- The exercise -
Restate the whole listing word for word. Pictures are left out.

- Recorded information -
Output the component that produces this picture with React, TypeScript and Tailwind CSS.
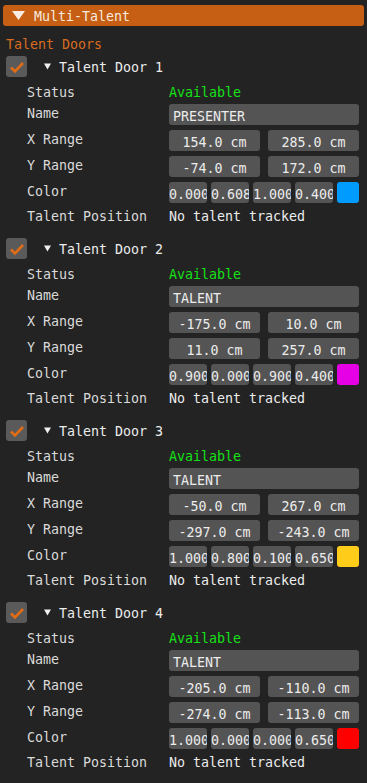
import React from 'react';

interface Door {
  name: string;
  x: [string, string];
  y: [string, string];
  color: [string, string, string, string];
  swatch: string;
}

const doors: Door[] = [
  { name: 'PRESENTER', x: ['154.0 cm', '285.0 cm'], y: ['-74.0 cm', '172.0 cm'], color: ['0.000', '0.608', '1.000', '0.400'], swatch: '#009bff' },
  { name: 'TALENT', x: ['-175.0 cm', '10.0 cm'], y: ['11.0 cm', '257.0 cm'], color: ['0.900', '0.000', '0.900', '0.400'], swatch: '#e600e6' },
  { name: 'TALENT', x: ['-50.0 cm', '267.0 cm'], y: ['-297.0 cm', '-243.0 cm'], color: ['1.000', '0.800', '0.100', '0.650'], swatch: '#ffcc1a' },
  { name: 'TALENT', x: ['-205.0 cm', '-110.0 cm'], y: ['-274.0 cm', '-113.0 cm'], color: ['1.000', '0.000', '0.000', '0.650'], swatch: '#ff0000' },
];

const Label = ({ children }: { children: React.ReactNode }) => (
  <div className="w-[142px] shrink-0 pt-[2px] text-[#dadada]">{children}</div>
);

const Frame = ({ children, className = '' }: { children: React.ReactNode; className?: string }) => (
  <div className={`h-[21px] rounded-[3px] bg-[#545454] pt-[5px] overflow-hidden whitespace-nowrap text-[#ececec] ${className}`}>
    {children}
  </div>
);

const RangeRow = ({ label, values }: { label: string; values: [string, string] }) => (
  <div className="flex mt-[5px]">
    <Label>{label}</Label>
    <div className="flex gap-[8px] w-[190px]">
      <Frame className="w-[91px] text-center">{values[0]}</Frame>
      <Frame className="w-[91px] text-center">{values[1]}</Frame>
    </div>
  </div>
);

const DoorBlock = ({ door, index }: { door: Door; index: number }) => (
  <div className={index === 0 ? 'mt-[3px]' : 'mt-[13px]'}>
    <div className="flex items-center h-[21px]">
      <div className="ml-[6px] w-[21px] h-[21px] rounded-[3px] bg-[#5a5a5a] flex items-center justify-center">
        <svg width="21" height="21" viewBox="0 0 21 21">
          <polyline points="5,11.5 9,15.5 17,7" fill="none" stroke="#e06c16" strokeWidth="2.6" />
        </svg>
      </div>
      <svg className="ml-[17px]" width="7" height="7" viewBox="0 0 7 7">
        <polygon points="0,0.5 7,0.5 3.5,6.5" fill="#f0f0f0" />
      </svg>
      <span className="ml-[8px] mt-[2px] text-[#ececec]">Talent Door {index + 1}</span>
    </div>
    <div className="pl-[27px]">
      <div className="flex mt-[8px] h-[16px]">
        <div className="w-[142px] shrink-0 text-[#dadada]">Status</div>
        <div className="text-[#16e016]">Available</div>
      </div>
      <div className="flex mt-[3px]">
        <Label>Name</Label>
        <Frame className="w-[190px] pl-[4px]">{door.name}</Frame>
      </div>
      <RangeRow label="X Range" values={door.x} />
      <RangeRow label="Y Range" values={door.y} />
      <div className="flex mt-[5px]">
        <Label>Color</Label>
        <div className="flex gap-[4px] w-[190px]">
          {door.color.map((c, i) => (
            <Frame key={i} className="w-[38px]">{c}</Frame>
          ))}
          <div className="w-[22px] h-[21px] rounded-[3px]" style={{ backgroundColor: door.swatch }} />
        </div>
      </div>
      <div className="flex mt-[6px] h-[16px]">
        <div className="w-[142px] shrink-0 text-[#dadada]">Talent Position</div>
        <div className="text-[#ececec]">No talent tracked</div>
      </div>
    </div>
  </div>
);

export default function App() {
  return (
    <div className="w-[367px] h-[783px] overflow-hidden bg-[#232323] text-[13.3px] leading-[16px] font-['DejaVu_Sans_Mono',monospace] pt-[5px]">
      <div className="mx-[3px] h-[21px] rounded-[3px] bg-[#c65f14] flex items-center">
        <svg className="ml-[9px]" width="13" height="9" viewBox="0 0 13 9">
          <polygon points="0,0 13,0 6.5,9" fill="#f8ede4" />
        </svg>
        <span className="ml-[9px] mt-[2px] text-[#f6e9de]">Multi-Talent</span>
      </div>
      <div className="mt-[11px] pl-[6px] h-[16px] text-[#d86c1f]">Talent Doors</div>
      {doors.map((d, i) => (
        <DoorBlock key={i} door={d} index={i} />
      ))}
    </div>
  );
}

- Task solution -
Output the component that produces this picture with React, TypeScript and Tailwind CSS.
import React from 'react';

interface Door {
  name: string;
  x: [string, string];
  y: [string, string];
  color: [string, string, string, string];
  swatch: string;
}

const doors: Door[] = [
  { name: 'PRESENTER', x: ['154.0 cm', '285.0 cm'], y: ['-74.0 cm', '172.0 cm'], color: ['0.000', '0.608', '1.000', '0.400'], swatch: '#009bff' },
  { name: 'TALENT', x: ['-175.0 cm', '10.0 cm'], y: ['11.0 cm', '257.0 cm'], color: ['0.900', '0.000', '0.900', '0.400'], swatch: '#e600e6' },
  { name: 'TALENT', x: ['-50.0 cm', '267.0 cm'], y: ['-297.0 cm', '-243.0 cm'], color: ['1.000', '0.800', '0.100', '0.650'], swatch: '#ffcc1a' },
  { name: 'TALENT', x: ['-205.0 cm', '-110.0 cm'], y: ['-274.0 cm', '-113.0 cm'], color: ['1.000', '0.000', '0.000', '0.650'], swatch: '#ff0000' },
];

const Label = ({ children }: { children: React.ReactNode }) => (
  <div className="w-[142px] shrink-0 pt-[2px] text-[#dadada]">{children}</div>
);

const Frame = ({ children, className = '' }: { children: React.ReactNode; className?: string }) => (
  <div className={`h-[21px] rounded-[3px] bg-[#545454] pt-[5px] overflow-hidden whitespace-nowrap text-[#ececec] ${className}`}>
    {children}
  </div>
);

const RangeRow = ({ label, values }: { label: string; values: [string, string] }) => (
  <div className="flex mt-[5px]">
    <Label>{label}</Label>
    <div className="flex gap-[8px] w-[190px]">
      <Frame className="w-[91px] text-center">{values[0]}</Frame>
      <Frame className="w-[91px] text-center">{values[1]}</Frame>
    </div>
  </div>
);

const DoorBlock = ({ door, index }: { door: Door; index: number }) => (
  <div className={index === 0 ? 'mt-[3px]' : 'mt-[13px]'}>
    <div className="flex items-center h-[21px]">
      <div className="ml-[6px] w-[21px] h-[21px] rounded-[3px] bg-[#5a5a5a] flex items-center justify-center">
        <svg width="21" height="21" viewBox="0 0 21 21">
          <polyline points="5,11.5 9,15.5 17,7" fill="none" stroke="#e06c16" strokeWidth="2.6" />
        </svg>
      </div>
      <svg className="ml-[17px]" width="7" height="7" viewBox="0 0 7 7">
        <polygon points="0,0.5 7,0.5 3.5,6.5" fill="#f0f0f0" />
      </svg>
      <span className="ml-[8px] mt-[2px] text-[#ececec]">Talent Door {index + 1}</span>
    </div>
    <div className="pl-[27px]">
      <div className="flex mt-[8px] h-[16px]">
        <div className="w-[142px] shrink-0 text-[#dadada]">Status</div>
        <div className="text-[#16e016]">Available</div>
      </div>
      <div className="flex mt-[3px]">
        <Label>Name</Label>
        <Frame className="w-[190px] pl-[4px]">{door.name}</Frame>
      </div>
      <RangeRow label="X Range" values={door.x} />
      <RangeRow label="Y Range" values={door.y} />
      <div className="flex mt-[5px]">
        <Label>Color</Label>
        <div className="flex gap-[4px] w-[190px]">
          {door.color.map((c, i) => (
            <Frame key={i} className="w-[38px]">{c}</Frame>
          ))}
          <div className="w-[22px] h-[21px] rounded-[3px]" style={{ backgroundColor: door.swatch }} />
        </div>
      </div>
      <div className="flex mt-[6px] h-[16px]">
        <div className="w-[142px] shrink-0 text-[#dadada]">Talent Position</div>
        <div className="text-[#ececec]">No talent tracked</div>
      </div>
    </div>
  </div>
);

export default function App() {
  return (
    <div className="w-[367px] h-[783px] overflow-hidden bg-[#232323] text-[13.3px] leading-[16px] font-['DejaVu_Sans_Mono',monospace] pt-[5px]">
      <div className="mx-[3px] h-[21px] rounded-[3px] bg-[#c65f14] flex items-center">
        <svg className="ml-[9px]" width="13" height="9" viewBox="0 0 13 9">
          <polygon points="0,0 13,0 6.5,9" fill="#f8ede4" />
        </svg>
        <span className="ml-[9px] mt-[2px] text-[#f6e9de]">Multi-Talent</span>
      </div>
      <div className="mt-[11px] pl-[6px] h-[16px] text-[#d86c1f]">Talent Doors</div>
      {doors.map((d, i) => (
        <DoorBlock key={i} door={d} index={i} />
      ))}
    </div>
  );
}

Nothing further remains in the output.